Do any lines in the data below contain "Tailwind"? If so, copy every one of them.

Record list —
***
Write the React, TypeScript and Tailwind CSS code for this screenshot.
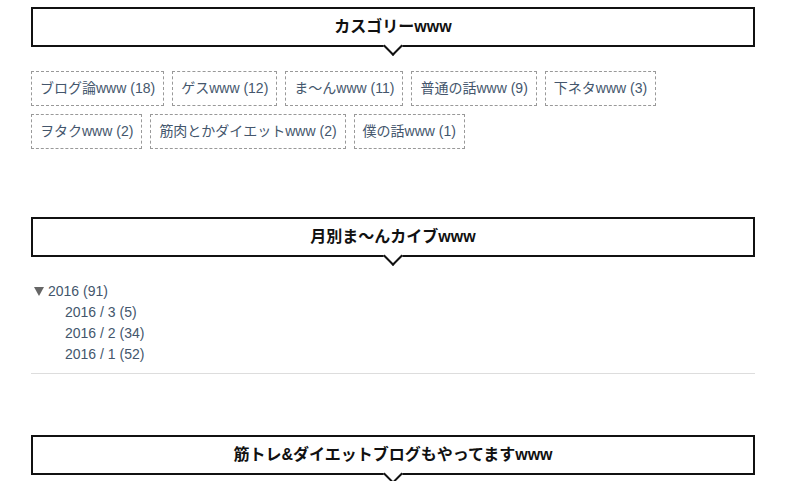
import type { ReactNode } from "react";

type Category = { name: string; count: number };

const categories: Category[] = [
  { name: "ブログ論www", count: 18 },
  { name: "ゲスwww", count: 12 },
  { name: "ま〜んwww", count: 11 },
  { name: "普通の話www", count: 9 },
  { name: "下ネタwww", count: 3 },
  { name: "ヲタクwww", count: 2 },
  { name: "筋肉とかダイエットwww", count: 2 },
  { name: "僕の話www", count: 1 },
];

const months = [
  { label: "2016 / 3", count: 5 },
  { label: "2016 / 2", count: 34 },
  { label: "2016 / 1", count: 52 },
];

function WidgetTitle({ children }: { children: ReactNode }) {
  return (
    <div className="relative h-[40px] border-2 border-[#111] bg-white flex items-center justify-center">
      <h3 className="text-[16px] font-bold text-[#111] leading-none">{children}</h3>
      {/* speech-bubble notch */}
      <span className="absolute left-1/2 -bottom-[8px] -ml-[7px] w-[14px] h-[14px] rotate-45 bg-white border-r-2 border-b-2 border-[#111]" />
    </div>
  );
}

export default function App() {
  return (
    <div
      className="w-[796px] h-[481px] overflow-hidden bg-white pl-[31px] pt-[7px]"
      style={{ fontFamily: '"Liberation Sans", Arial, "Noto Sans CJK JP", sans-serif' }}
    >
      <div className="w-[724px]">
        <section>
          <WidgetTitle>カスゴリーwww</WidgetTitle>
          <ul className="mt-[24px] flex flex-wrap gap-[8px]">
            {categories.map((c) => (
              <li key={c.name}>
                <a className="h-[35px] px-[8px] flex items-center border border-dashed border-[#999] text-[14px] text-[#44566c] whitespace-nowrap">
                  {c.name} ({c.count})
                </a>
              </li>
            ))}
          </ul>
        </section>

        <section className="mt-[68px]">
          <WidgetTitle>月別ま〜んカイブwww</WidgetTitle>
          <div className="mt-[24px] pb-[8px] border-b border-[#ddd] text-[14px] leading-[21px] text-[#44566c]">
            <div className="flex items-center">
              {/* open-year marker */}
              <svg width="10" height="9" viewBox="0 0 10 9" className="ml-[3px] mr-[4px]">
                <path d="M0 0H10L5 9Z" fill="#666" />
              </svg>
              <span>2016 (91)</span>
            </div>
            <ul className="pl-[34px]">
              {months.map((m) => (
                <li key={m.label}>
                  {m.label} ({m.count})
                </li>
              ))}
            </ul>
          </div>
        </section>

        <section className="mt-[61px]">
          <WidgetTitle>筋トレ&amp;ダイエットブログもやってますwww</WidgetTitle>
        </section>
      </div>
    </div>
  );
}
***
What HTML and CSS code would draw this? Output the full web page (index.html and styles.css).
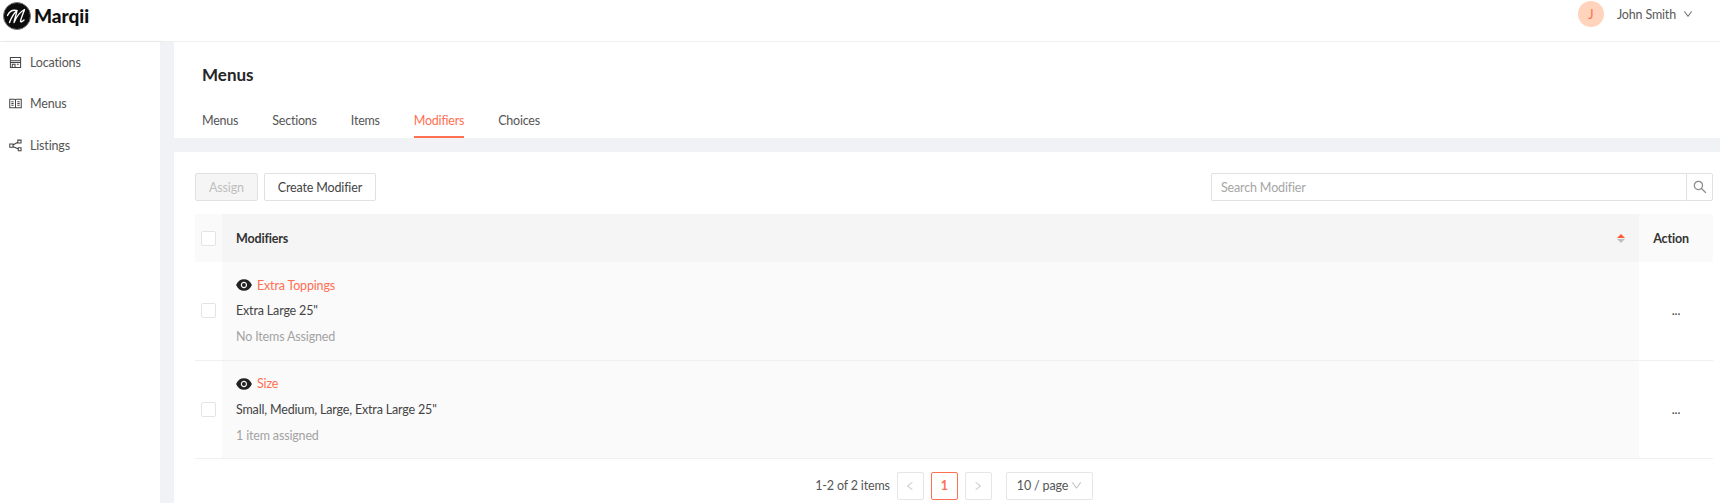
***
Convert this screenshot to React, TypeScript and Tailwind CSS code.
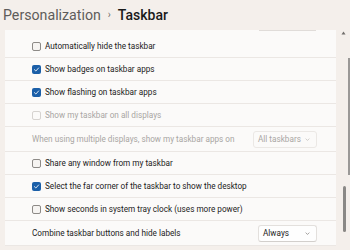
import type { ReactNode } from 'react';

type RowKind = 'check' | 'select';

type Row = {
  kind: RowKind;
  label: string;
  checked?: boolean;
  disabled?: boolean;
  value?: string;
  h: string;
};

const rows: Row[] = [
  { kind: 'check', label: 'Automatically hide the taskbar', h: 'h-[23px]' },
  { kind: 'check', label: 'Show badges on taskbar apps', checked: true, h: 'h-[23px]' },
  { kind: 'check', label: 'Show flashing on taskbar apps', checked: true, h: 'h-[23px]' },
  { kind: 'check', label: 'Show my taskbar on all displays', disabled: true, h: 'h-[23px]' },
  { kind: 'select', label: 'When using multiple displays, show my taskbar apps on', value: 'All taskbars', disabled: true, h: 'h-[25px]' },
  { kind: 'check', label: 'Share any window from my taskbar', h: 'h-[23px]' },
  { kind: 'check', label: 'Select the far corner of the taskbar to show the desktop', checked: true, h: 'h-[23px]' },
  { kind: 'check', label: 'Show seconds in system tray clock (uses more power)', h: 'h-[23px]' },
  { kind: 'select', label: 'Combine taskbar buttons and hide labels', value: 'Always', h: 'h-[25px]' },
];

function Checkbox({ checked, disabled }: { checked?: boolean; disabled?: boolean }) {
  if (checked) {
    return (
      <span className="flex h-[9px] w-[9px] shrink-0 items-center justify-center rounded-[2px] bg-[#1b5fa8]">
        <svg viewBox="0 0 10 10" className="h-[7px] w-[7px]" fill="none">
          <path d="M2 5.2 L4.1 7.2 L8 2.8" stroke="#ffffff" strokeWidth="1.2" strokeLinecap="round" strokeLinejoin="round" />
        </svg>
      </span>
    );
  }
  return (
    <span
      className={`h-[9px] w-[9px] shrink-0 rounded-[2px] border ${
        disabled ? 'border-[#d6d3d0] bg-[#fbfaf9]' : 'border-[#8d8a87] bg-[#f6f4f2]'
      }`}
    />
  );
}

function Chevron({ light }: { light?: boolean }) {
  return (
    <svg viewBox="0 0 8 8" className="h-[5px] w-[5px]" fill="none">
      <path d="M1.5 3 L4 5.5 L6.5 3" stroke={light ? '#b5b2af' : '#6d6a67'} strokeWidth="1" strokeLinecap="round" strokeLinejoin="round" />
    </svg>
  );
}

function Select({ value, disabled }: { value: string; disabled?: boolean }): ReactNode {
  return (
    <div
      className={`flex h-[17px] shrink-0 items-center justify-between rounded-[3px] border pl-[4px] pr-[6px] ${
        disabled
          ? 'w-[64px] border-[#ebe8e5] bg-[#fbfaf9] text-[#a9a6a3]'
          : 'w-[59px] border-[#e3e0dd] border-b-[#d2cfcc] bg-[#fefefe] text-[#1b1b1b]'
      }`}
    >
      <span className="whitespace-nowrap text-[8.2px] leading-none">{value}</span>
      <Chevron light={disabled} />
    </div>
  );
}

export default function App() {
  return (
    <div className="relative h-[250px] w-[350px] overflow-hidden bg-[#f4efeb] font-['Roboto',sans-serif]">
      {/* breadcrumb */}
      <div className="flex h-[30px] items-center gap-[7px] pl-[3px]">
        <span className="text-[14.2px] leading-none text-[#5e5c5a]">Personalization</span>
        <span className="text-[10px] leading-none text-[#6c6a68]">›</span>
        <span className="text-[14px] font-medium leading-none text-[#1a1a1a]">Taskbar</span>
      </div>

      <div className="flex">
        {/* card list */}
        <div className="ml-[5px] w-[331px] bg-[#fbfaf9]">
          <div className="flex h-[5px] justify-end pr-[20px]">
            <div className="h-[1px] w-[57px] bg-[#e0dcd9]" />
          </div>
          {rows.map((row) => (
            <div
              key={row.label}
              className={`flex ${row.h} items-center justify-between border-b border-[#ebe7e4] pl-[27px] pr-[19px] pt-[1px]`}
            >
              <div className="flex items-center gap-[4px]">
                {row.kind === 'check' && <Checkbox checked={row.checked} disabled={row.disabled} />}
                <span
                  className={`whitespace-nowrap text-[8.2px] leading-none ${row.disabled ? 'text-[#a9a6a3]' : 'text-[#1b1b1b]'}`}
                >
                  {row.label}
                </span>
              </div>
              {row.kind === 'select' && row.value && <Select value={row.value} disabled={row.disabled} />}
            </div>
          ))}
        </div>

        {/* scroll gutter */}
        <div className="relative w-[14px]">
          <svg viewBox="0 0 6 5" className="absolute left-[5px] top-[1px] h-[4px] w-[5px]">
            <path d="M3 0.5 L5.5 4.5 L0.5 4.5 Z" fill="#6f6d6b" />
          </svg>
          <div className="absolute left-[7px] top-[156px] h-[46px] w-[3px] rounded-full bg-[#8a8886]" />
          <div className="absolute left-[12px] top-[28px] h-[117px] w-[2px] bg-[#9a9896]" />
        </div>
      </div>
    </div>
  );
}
***
Final result —
Write the React, TypeScript and Tailwind CSS code for this screenshot.
Convert this screenshot to React, TypeScript and Tailwind CSS code.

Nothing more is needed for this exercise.